Records start
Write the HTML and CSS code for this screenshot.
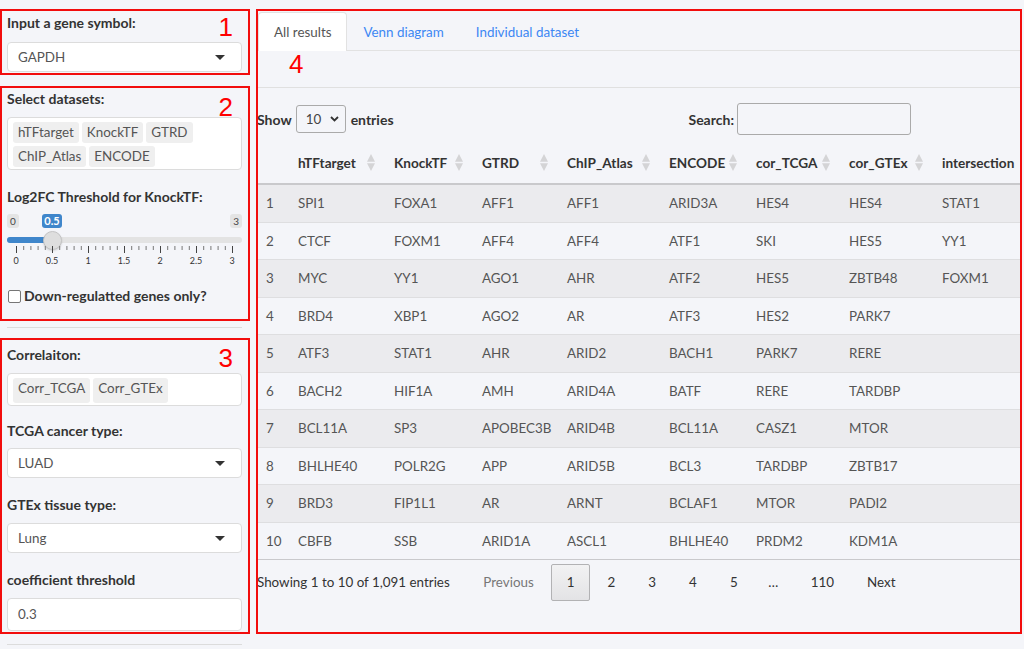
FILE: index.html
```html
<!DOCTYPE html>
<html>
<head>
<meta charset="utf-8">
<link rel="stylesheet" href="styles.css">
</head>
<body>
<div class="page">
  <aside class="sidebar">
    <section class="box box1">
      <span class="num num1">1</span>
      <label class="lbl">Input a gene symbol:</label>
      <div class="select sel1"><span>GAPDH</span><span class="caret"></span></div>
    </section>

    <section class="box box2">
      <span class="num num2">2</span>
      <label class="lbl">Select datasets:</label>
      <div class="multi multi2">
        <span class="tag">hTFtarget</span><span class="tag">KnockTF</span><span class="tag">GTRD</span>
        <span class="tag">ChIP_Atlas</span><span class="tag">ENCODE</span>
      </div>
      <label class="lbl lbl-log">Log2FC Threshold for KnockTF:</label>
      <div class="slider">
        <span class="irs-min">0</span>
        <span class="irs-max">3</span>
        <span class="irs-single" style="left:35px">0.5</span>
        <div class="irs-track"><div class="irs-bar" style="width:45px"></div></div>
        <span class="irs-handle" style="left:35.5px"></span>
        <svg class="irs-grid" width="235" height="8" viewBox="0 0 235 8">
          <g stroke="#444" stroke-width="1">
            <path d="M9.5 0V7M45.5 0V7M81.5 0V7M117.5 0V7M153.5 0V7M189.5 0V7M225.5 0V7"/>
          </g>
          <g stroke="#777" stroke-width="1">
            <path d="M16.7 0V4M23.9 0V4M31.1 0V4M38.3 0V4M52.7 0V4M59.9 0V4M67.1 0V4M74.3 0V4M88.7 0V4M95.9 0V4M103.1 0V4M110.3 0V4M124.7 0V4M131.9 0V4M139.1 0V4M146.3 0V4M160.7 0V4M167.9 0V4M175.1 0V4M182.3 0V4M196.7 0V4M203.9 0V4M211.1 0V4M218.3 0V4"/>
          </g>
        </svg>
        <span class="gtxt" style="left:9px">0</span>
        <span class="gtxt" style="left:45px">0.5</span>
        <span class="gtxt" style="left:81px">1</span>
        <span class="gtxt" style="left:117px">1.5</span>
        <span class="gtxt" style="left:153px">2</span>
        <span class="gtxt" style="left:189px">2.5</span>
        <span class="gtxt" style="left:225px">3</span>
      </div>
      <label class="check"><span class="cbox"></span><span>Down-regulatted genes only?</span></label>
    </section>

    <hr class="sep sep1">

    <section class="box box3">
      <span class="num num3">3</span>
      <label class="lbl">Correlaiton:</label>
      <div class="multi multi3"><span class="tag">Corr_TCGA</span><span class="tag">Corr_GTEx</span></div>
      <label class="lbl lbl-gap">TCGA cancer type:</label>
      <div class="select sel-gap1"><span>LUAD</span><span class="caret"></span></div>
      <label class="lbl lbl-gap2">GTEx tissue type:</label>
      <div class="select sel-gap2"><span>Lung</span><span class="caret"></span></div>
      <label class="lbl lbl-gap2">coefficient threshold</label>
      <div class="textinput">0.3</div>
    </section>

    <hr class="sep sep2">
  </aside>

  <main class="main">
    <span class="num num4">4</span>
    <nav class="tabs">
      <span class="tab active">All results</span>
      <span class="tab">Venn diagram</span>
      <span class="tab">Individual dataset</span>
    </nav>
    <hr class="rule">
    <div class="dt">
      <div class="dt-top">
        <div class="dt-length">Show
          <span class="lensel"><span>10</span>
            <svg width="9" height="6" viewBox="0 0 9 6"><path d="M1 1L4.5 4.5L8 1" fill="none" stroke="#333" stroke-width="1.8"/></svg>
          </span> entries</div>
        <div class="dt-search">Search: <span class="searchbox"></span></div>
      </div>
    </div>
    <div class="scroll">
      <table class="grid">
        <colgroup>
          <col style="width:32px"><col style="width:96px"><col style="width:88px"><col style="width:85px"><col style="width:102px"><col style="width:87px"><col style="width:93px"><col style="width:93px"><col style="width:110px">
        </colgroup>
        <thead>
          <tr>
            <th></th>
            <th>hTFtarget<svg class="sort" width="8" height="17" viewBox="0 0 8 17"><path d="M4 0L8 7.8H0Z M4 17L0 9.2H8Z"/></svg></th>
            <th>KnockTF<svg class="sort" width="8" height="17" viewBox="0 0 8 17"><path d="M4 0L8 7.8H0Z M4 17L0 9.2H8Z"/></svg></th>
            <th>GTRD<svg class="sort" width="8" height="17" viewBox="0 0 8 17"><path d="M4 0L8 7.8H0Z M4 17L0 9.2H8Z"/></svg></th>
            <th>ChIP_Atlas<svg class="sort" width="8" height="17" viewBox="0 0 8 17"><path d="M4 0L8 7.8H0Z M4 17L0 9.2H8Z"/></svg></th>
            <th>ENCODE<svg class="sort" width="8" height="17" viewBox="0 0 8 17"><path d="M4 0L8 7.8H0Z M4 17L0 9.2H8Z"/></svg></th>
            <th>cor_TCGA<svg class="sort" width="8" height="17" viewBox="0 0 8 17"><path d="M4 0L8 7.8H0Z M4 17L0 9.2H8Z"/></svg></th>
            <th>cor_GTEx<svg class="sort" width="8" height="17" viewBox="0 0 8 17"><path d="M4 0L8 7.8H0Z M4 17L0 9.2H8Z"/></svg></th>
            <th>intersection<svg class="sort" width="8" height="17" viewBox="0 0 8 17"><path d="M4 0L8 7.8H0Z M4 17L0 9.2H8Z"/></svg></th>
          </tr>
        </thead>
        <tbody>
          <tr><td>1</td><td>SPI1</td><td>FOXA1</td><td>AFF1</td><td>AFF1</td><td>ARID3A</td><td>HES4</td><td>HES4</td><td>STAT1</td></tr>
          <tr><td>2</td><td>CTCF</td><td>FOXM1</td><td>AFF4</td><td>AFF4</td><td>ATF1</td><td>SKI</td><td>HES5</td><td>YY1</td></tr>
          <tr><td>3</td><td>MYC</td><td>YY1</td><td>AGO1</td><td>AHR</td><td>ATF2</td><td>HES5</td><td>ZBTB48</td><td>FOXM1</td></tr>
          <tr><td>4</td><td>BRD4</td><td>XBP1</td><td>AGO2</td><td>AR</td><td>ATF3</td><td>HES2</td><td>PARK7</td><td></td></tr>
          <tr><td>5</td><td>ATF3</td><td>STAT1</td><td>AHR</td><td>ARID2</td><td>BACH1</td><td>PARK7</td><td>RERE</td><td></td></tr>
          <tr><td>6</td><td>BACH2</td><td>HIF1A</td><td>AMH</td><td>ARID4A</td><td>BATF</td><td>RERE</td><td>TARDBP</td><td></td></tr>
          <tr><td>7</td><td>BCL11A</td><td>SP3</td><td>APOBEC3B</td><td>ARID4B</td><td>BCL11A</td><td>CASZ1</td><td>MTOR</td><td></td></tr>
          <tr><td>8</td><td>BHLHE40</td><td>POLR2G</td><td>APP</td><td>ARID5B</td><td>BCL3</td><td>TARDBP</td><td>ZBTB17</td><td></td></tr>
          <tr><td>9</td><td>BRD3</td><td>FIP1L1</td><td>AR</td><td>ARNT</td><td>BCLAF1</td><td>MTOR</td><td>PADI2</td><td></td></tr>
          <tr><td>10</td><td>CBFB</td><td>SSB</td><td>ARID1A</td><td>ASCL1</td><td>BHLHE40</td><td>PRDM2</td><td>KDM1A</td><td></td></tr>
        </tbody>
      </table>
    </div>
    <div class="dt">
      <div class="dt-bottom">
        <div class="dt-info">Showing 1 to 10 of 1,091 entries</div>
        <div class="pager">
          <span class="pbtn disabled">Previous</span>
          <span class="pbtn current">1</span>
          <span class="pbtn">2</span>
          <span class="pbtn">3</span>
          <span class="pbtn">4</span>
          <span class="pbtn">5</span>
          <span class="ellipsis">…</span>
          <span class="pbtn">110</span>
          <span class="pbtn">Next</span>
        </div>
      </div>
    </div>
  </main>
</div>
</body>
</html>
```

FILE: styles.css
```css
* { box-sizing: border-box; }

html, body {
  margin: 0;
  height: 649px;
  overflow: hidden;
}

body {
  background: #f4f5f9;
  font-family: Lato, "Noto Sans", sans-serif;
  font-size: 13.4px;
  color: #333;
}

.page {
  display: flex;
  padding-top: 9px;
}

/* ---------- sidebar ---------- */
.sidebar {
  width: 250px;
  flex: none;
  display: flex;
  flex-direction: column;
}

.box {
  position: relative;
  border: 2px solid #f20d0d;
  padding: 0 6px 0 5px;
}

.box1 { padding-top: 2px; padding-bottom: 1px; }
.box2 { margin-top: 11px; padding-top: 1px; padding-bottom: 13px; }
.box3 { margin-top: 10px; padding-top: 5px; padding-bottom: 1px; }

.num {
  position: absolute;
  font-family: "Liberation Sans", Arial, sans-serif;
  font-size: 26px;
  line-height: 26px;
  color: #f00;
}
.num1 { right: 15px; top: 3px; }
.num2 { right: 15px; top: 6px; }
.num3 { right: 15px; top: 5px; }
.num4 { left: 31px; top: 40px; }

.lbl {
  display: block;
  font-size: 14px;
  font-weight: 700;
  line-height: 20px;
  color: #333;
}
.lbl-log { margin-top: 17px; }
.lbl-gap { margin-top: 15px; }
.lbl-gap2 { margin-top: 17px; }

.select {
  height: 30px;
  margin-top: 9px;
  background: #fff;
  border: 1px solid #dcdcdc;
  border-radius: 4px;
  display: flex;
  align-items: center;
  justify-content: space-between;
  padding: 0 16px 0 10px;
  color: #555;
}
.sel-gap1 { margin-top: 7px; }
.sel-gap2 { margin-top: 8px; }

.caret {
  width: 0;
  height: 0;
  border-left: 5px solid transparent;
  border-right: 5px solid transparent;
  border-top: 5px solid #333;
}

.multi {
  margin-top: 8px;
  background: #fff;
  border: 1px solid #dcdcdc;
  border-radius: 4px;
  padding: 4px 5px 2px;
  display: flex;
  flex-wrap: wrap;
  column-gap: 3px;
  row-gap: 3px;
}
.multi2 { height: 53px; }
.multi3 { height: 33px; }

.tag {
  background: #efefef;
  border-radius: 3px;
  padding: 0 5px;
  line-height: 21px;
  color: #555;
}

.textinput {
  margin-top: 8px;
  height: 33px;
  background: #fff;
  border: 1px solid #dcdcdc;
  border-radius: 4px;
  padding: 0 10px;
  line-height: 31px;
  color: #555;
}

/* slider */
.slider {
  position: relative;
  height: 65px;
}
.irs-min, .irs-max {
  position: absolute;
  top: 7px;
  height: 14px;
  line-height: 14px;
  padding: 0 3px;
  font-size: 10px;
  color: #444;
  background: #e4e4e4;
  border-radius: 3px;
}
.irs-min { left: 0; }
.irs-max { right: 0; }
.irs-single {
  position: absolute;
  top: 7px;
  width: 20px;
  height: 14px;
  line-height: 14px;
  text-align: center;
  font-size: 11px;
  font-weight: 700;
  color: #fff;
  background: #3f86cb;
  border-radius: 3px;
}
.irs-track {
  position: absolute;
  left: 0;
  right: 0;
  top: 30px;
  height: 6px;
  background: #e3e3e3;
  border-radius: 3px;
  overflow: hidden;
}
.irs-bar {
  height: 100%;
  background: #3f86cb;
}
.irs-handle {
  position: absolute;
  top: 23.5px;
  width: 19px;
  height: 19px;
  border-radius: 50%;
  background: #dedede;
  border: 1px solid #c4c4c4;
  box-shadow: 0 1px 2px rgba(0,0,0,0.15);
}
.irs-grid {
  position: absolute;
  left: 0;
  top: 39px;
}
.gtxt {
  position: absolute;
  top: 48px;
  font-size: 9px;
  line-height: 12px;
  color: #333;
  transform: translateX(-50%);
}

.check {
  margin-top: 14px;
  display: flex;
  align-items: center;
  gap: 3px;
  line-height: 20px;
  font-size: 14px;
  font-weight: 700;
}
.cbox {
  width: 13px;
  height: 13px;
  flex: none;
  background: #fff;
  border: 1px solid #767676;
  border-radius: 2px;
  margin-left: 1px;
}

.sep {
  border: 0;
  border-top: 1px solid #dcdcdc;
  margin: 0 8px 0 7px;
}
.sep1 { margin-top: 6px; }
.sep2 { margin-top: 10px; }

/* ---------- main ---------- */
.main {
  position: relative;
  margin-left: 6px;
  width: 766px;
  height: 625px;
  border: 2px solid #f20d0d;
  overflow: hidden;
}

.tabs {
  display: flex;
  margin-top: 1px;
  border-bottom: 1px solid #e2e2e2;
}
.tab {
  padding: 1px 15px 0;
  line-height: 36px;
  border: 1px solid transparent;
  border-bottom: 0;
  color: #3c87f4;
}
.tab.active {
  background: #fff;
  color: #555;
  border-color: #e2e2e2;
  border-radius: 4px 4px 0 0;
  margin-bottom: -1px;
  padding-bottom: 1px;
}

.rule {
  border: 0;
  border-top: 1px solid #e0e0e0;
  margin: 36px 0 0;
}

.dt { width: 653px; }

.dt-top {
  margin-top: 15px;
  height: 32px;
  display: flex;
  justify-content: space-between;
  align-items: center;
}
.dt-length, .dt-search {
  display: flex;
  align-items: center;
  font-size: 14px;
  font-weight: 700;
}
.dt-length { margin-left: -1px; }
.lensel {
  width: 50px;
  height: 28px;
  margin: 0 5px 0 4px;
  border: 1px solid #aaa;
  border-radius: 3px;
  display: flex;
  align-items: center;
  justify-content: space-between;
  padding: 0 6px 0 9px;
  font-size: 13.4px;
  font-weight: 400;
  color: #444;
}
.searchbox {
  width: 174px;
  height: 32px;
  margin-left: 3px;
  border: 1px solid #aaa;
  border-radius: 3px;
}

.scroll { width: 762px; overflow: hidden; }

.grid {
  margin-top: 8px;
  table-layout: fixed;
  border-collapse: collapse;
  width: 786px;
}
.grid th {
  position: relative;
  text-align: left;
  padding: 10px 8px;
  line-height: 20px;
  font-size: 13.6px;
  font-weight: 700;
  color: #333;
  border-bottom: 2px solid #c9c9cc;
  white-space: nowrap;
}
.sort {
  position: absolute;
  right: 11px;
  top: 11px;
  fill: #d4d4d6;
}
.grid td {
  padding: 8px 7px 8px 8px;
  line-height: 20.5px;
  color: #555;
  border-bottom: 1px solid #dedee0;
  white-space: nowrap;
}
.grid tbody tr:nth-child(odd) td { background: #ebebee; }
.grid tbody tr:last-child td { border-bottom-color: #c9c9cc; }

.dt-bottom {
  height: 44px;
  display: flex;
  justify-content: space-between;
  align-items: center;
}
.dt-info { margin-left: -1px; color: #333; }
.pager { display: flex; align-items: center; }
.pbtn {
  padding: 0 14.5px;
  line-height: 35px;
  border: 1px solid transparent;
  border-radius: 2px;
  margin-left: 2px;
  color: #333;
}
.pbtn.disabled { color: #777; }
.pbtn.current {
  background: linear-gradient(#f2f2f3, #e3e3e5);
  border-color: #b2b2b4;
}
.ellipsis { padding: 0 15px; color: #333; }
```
Records end
Records start
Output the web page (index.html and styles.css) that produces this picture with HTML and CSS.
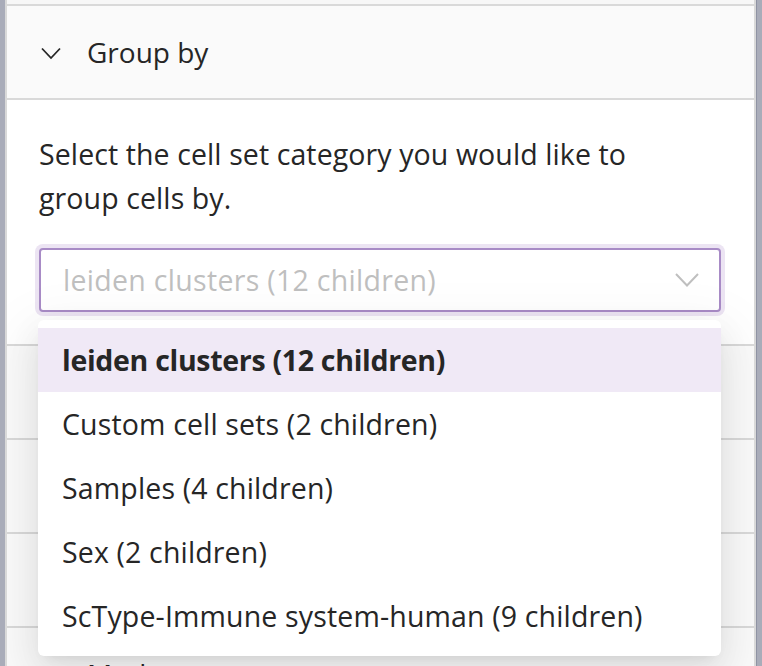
Records end
* **Challenge**
All lines above containing the string "index" are to be collected.

* **Task result**
FILE: index.html
Output the web page (index.html and styles.css) that produces this picture with HTML and CSS.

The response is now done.